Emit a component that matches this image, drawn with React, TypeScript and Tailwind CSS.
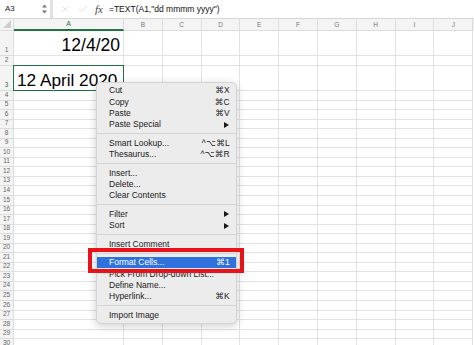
import { X, Check } from 'lucide-react';

const COLS = ['B', 'C', 'D', 'E', 'F', 'G', 'H', 'I', 'J'];

type Item = { label: string; key?: string; sub?: boolean; active?: boolean };

const GROUPS: Item[][] = [
  [
    { label: 'Cut', key: '⌘X' },
    { label: 'Copy', key: '⌘C' },
    { label: 'Paste', key: '⌘V' },
    { label: 'Paste Special', sub: true },
  ],
  [
    { label: 'Smart Lookup...', key: '^⌥⌘L' },
    { label: 'Thesaurus...', key: '^⌥⌘R' },
  ],
  [{ label: 'Insert...' }, { label: 'Delete...' }, { label: 'Clear Contents' }],
  [
    { label: 'Filter', sub: true },
    { label: 'Sort', sub: true },
  ],
  [{ label: 'Insert Comment' }],
  [
    { label: 'Format Cells...', key: '⌘1', active: true },
    { label: 'Pick From Drop-down List...' },
    { label: 'Define Name...' },
    { label: 'Hyperlink...', key: '⌘K' },
  ],
  [{ label: 'Import Image' }],
];

function Row({
  num,
  h,
  a,
  selected,
}: {
  num: number;
  h: string;
  a?: React.ReactNode;
  selected?: boolean;
}) {
  return (
    <div className={`flex ${h}`}>
      <div
        className={`w-[14px] shrink-0 flex items-end justify-center pb-[1px] text-[6.5px] leading-[8px] bg-[#f4f4f4] border-r border-b border-[#dcdcdc] ${
          selected ? 'text-[#217346]' : 'text-[#666]'
        }`}
      >
        {num}
      </div>
      <div className="relative w-[110px] shrink-0 border-r border-b border-[#e2e2e2]">
        {a}
        {selected && <div className="absolute -left-[1.5px] -top-[1px] -right-[0.5px] -bottom-[0.5px] border-[1.5px] border-[#1e7145]" />}
      </div>
      {COLS.map((c) => (
        <div key={c} className="w-[38.8px] shrink-0 border-r border-b border-[#e2e2e2]" />
      ))}
    </div>
  );
}

function Menu() {
  return (
    <div className="absolute left-[96px] top-[82px] w-[141px] rounded-[5px] bg-[#ececec] border border-[#d4d4d4] shadow-[0_2px_8px_rgba(0,0,0,0.2)] py-[2px] text-[8.5px] text-[#1a1a1a]">
      {GROUPS.map((g, gi) => (
        <div key={gi}>
          {gi > 0 && (
            <div className="h-[7.3px] flex items-center">
              <div className="w-full h-px bg-[#d4d4d4]" />
            </div>
          )}
          {g.map((it) => (
            <div
              key={it.label}
              className={`h-[11.3px] flex items-center justify-between pl-[12px] pr-[6px] ${
                it.active ? 'bg-[#2f72de] text-white' : ''
              }`}
            >
              <span>{it.label}</span>
              {it.key && <span className="tracking-[0.3px]">{it.key}</span>}
              {it.sub && (
                <svg width="5" height="6" viewBox="0 0 5 6" className="mr-[1px]">
                  <path d="M0 0 L5 3 L0 6 Z" fill="#1a1a1a" />
                </svg>
              )}
            </div>
          ))}
        </div>
      ))}
    </div>
  );
}

export default function App() {
  const rest = Array.from({ length: 27 }, (_, i) => i + 4);
  return (
    <div className="relative w-[474px] h-[345px] overflow-hidden bg-white font-['Liberation_Sans','DejaVu_Sans',sans-serif]">
      {/* formula bar */}
      <div className="flex h-[19px] border-b border-[#d6d6d6] bg-white">
        <div className="w-[50px] flex items-center justify-between pl-[5px] pr-[3px] text-[8px] text-[#222]">
          <span>A3</span>
          <svg width="5" height="10" viewBox="0 0 5 10">
            <path d="M2.5 0.5 L5 3.5 L0 3.5 Z" fill="#777" />
            <path d="M2.5 9.5 L5 6.5 L0 6.5 Z" fill="#777" />
          </svg>
        </div>
        <div className="w-[3px] bg-[#e6e6e6] border-x border-[#dcdcdc]" />
        <div className="flex items-center pl-[7px] pr-[6px]">
          <X size={10} strokeWidth={1.3} color="#c4c4c4" />
          <Check size={10} strokeWidth={1.3} color="#c4c4c4" className="ml-[8px]" />
          <span className="ml-[7px] font-['Liberation_Serif',serif] italic text-[11px] text-[#444] leading-none">fx</span>
        </div>
        <div className="flex-1 flex items-center text-[8.5px] text-[#111]">=TEXT(A1,"dd mmmm yyyy")</div>
      </div>

      {/* column headers */}
      <div className="flex h-[12px] bg-[#f4f4f4]">
        <div className="relative w-[14px] border-r border-b border-[#dcdcdc]">
          <svg width="8" height="8" viewBox="0 0 8 8" className="absolute right-[2px] bottom-[2px]">
            <path d="M8 0 L8 8 L0 8 Z" fill="#cfcfcf" />
          </svg>
        </div>
        <div className="w-[110px] flex items-center justify-center text-[7px] text-[#217346] border-r border-[#dcdcdc] border-b-2 border-b-[#217346]">
          A
        </div>
        {COLS.map((c) => (
          <div
            key={c}
            className="w-[38.8px] flex items-center justify-center text-[6.5px] text-[#777] border-r border-b border-[#dcdcdc]"
          >
            {c}
          </div>
        ))}
      </div>

      <Row
        num={1}
        h="h-[25px]"
        a={
          <div className="h-full flex items-end justify-end pr-[3px] text-[17.5px] leading-[20px] text-black">12/4/20</div>
        }
      />
      <Row num={2} h="h-[9.5px]" />
      <Row
        num={3}
        h="h-[25.5px]"
        selected
        a={
          <div className="h-full flex items-end pl-[3px] text-[17.2px] leading-[20px] text-black whitespace-nowrap">
            12 April 2020
          </div>
        }
      />
      {rest.map((n) => (
        <Row key={n} num={n} h="h-[9.55px]" />
      ))}

      <Menu />

      {/* highlight box */}
      <div className="absolute left-[88px] top-[248px] w-[156px] h-[25px] border-[4px] border-[#e8121a]" />
    </div>
  );
}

^^^^

EXERCISE DESCRIPTION
Give back exactly the lines from the first line of the data through the line with "string; key?: string;", pictures excluded.

EXERCISE SOLUTION
Emit a component that matches this image, drawn with React, TypeScript and Tailwind CSS.
import { X, Check } from 'lucide-react';

const COLS = ['B', 'C', 'D', 'E', 'F', 'G', 'H', 'I', 'J'];

type Item = { label: string; key?: string; sub?: boolean; active?: boolean };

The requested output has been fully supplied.